You've already seen how a little knowledge of DOM can put you well ahead of the learning curve for XPath. If you add familiarity with the JAXP API to your DOM knowledge, then you're way ahead of the game. Take, for instance, the basic sequence you follow when working with either SAX or DOM in JAXP:
- Create a new parser factory.
- Create a new parser or document builder.
- Parse/build the target XML.
It turns out that the same sequence applies to XPath programming:
- Create a new XPath factory.
- Create a new XPath evaluator.
- Create and evaluate XPath expressions.
If you do have that SAX or DOM background, you're probably ready simply to glance at the XPath API docs and start programming. Hold on for just a second, though. You still need to know about a few XPath-specific wrinkles, even though you'll find working through this section both familiar and fairly simple.
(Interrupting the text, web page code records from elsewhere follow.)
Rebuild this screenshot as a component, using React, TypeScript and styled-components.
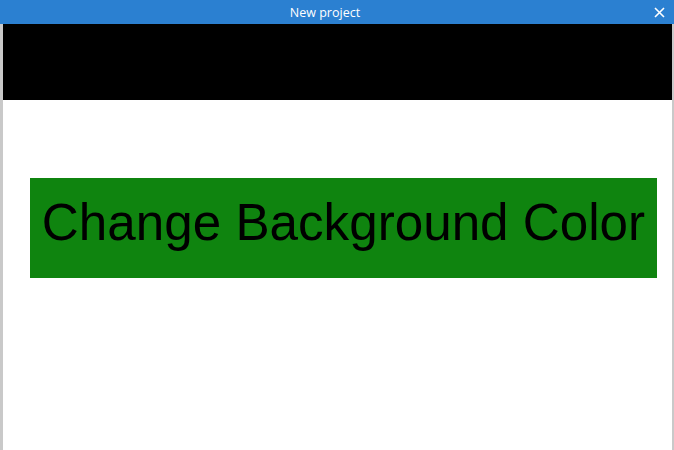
import React from "react";
import styled, { createGlobalStyle } from "styled-components";

const Global = createGlobalStyle`
  html, body { margin: 0; padding: 0; background: #ffffff; }
  #root { height: 450px; }
`;

const Window = styled.div`
  width: 674px;
  height: 450px;
  display: flex;
  flex-direction: column;
  overflow: hidden;
`;

const TitleBar = styled.div`
  height: 24px;
  flex: none;
  box-sizing: border-box;
  padding-right: 24px;
  background: #2b80d1;
  color: #ffffff;
  display: flex;
  align-items: center;
  justify-content: center;
  position: relative;
  font-family: "Open Sans", "Noto Sans", sans-serif;
  font-size: 12.5px;
`;

const CloseButton = styled.div`
  position: absolute;
  right: 8px;
  top: 5px;
  width: 14px;
  height: 14px;
  display: flex;
  align-items: center;
  justify-content: center;
`;

const Body = styled.div`
  flex: 1;
  display: flex;
  flex-direction: column;
  border-left: 3px solid #c9c9c9;
  border-right: 2px solid #c9c9c9;
  background: #ffffff;
`;

const Banner = styled.div`
  height: 76px;
  background: #000000;
  flex: none;
`;

const Content = styled.div`
  padding: 78px 15px 0 27px;
  display: flex;
`;

const ColorButton = styled.div`
  width: 627px;
  height: 100px;
  box-sizing: border-box;
  padding-bottom: 12px;
  background: #0f840f;
  color: #000000;
  display: flex;
  align-items: center;
  justify-content: center;
  font-family: "Liberation Sans", Arial, sans-serif;
  font-size: 51.2px;
`;

export default function App() {
  return (
    <>
      <Global />
      <Window>
        <TitleBar>
          New project
          <CloseButton>
            <svg width="11" height="11" viewBox="0 0 11 11">
              <path d="M1 1 L10 10 M10 1 L1 10" stroke="#ffffff" strokeWidth="1.6" />
            </svg>
          </CloseButton>
        </TitleBar>
        <Body>
          <Banner />
          <Content>
            <ColorButton>Change Background Color</ColorButton>
          </Content>
        </Body>
      </Window>
    </>
  );
}
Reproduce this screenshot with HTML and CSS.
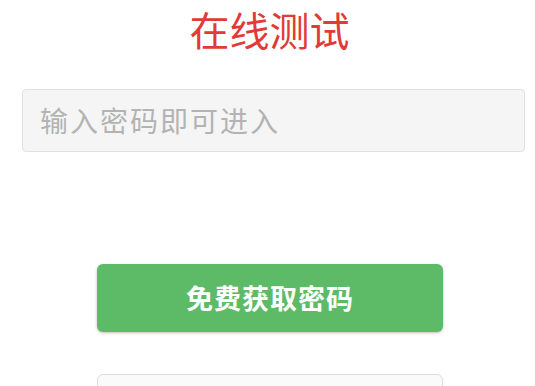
FILE: index.html
```html
<!DOCTYPE html>
<html lang="zh-CN">
<head>
<meta charset="utf-8">
<title>在线测试</title>
<link rel="stylesheet" href="styles.css">
</head>
<body>
<main class="page">
  <h1 class="title">在线测试</h1>
  <div class="field">
    <input class="pwd" type="password" placeholder="输入密码即可进入">
  </div>
  <div class="actions">
    <button class="btn btn-primary" type="button">免费获取密码</button>
    <button class="btn btn-default" type="button"></button>
  </div>
</main>
</body>
</html>
```
FILE: styles.css
```css
html, body {
  margin: 0;
  padding: 0;
  background: #ffffff;
}
body {
  font-family: "Noto Sans CJK SC", "Noto Sans", sans-serif;
  overflow: hidden;
}
.page {
  display: flex;
  flex-direction: column;
  padding: 0 10px 0 22px;
}
.title {
  margin: 0;
  padding: 0 8px 2px 0;
  line-height: 58px;
  font-size: 40px;
  font-weight: 400;
  color: #e23b35;
  text-align: center;
}
.field {
  margin-top: 29px;
}
.pwd {
  box-sizing: border-box;
  display: block;
  width: 100%;
  height: 63px;
  margin: 0;
  padding: 0 17px 2px;
  border: 1px solid #e1e1e1;
  border-radius: 4px;
  background: #f5f5f5;
  font-family: inherit;
  font-size: 28px;
  letter-spacing: 2px;
  color: #555;
  outline: none;
}
.pwd::placeholder {
  color: #b3b3b3;
}
.actions {
  display: flex;
  flex-direction: column;
  gap: 42px;
  margin-top: 112px;
  padding-left: 75px;
}
.btn {
  box-sizing: border-box;
  width: 346px;
  height: 68px;
  margin: 0;
  border-radius: 6px;
  font-family: inherit;
  font-size: 27px;
  font-weight: 700;
  cursor: pointer;
}
.btn-primary {
  border: none;
  background: #5dba66;
  color: #ffffff;
  box-shadow: 0 1px 3px rgba(0, 0, 0, 0.25);
  letter-spacing: 1px;
  padding: 0 0 2px;
}
.btn-default {
  border: 1px solid #dcdcdc;
  background: #fafafa;
  color: #333;
}
```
If you're new to JAXP or haven't spent much time working with it, you might not understand the importance and value of the factory pattern in this API. JAXP is really not an API so much as an abstraction; it simply lets you use specific vendors' implementations of SAX, DOM, and now XPath processors, without writing vendor-specific code. To accomplish this, you load an instance of a factory -- such as SAXParserFactory or DocumentBuilderFactory -- and then JAXP hooks that class into the vendor's implementation of those constructs. So while you work directly with SAXParserFactory in your code, JAXP might use Apache Xerces behind the scenes to handle the actual parsing of a document.
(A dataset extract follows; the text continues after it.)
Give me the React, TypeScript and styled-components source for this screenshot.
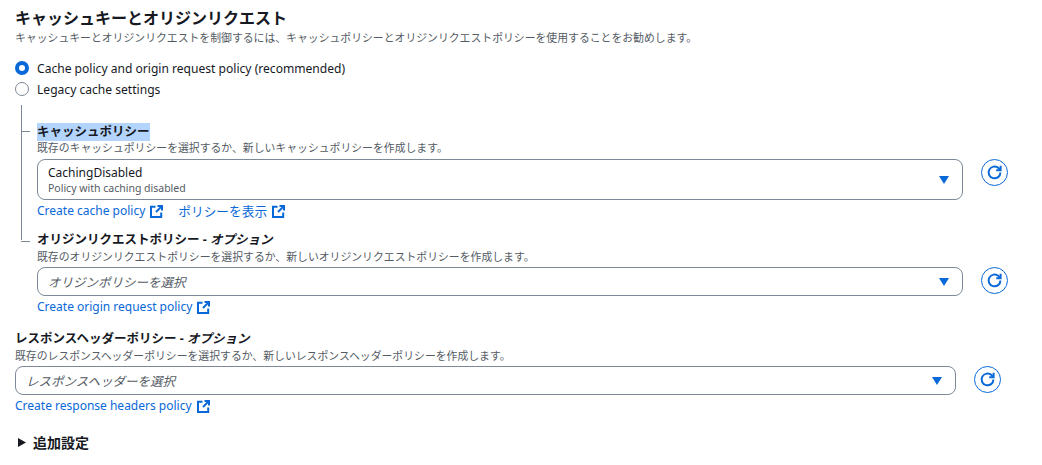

This same abstraction is a more forward-looking feature in XPath. A wealth of XPath processors simply doesn't exist today, in contrast to the abundance of tools for XML parsing and transformation. However, by using this factory pattern, you'll find it easier to change out an XPath implementation later if you like. Specifically, the XPath factory lets you work with different object models. By default, you'll get node sets back from your XPath expressions in DOM Nodes and NodeSets (something you'll learn a lot more about shortly, under Working with XPath expressions). But, you might want to work with JDOM constructs, or perhaps the object model that dom4j provides. Although XPath engines that work with JAXP aren't currently available for these alternate Java/XML APIs, they'll probably show up soon. The JAXP factory model means that you'll be able to plug these models in easily. So don't get annoyed with the extra steps required to use factories; they're in place for your benefit and flexibility.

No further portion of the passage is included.